I have mentioned playing Guild Wars with the wiki open. Here is a great example of why, one I wish I knew about before heading in.

“An Avicara near Mineral Springs may spawn behind portal requiring to rezone.”

That is what you are seeing in the picture: at the far side of the zone, a group of enemies can spawn outside the zone. Those tricks you’re thinking of to possible reach it? They don’t work. There is no outpost on that side of the zone, so to vanquish Tasca’s Demise you must cross the entire zone, and if that spawn is outside the world, you must leave through the far portal, come back, and keep re-zoning until those enemies spawn inside the zone.

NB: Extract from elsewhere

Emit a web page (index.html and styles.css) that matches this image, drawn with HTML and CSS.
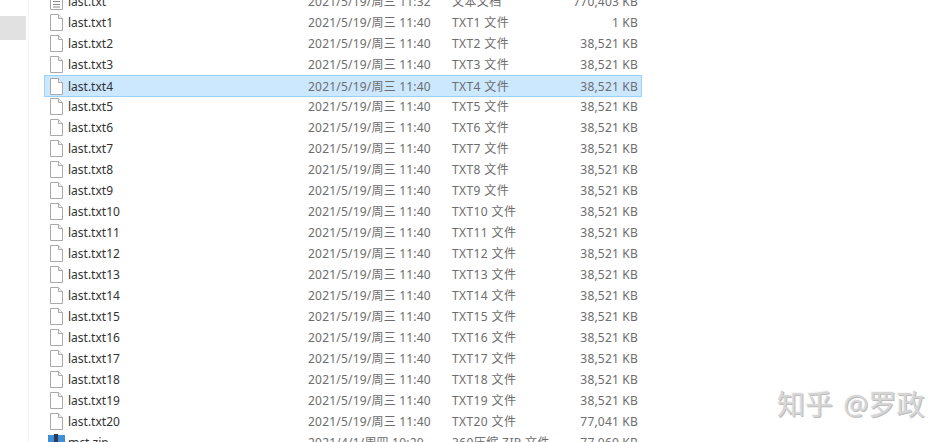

This bug has presumably existed for years and absorbed hundreds of hours of time from players who stumbled upon it while trying to vanquish the zone without having read the wiki first. No one ever prioritized fixing a bug that made part of the content impossible without repeatedly restarting.

: Zubon

[GW] From a Different Vantage Point

A month and a half ago, Heart of the Shiverpeaks was a wall for me. I had jumped to Eye of the North on a bonus reputation weekend, and Eye of the North makes some assumptions about the resources you have available to you as a player. I did not meet that expectation.

Today, I went back to the Heart of the Shiverpeaks with some touch rangers. We rolled through the place and over the boss. We continued through the rest of the campaign and crushed the Big Bad. I turned on hard mode, and the Great Destroyer still fell in less time and it took to run to him.

Nothing changed, but everything’s different now.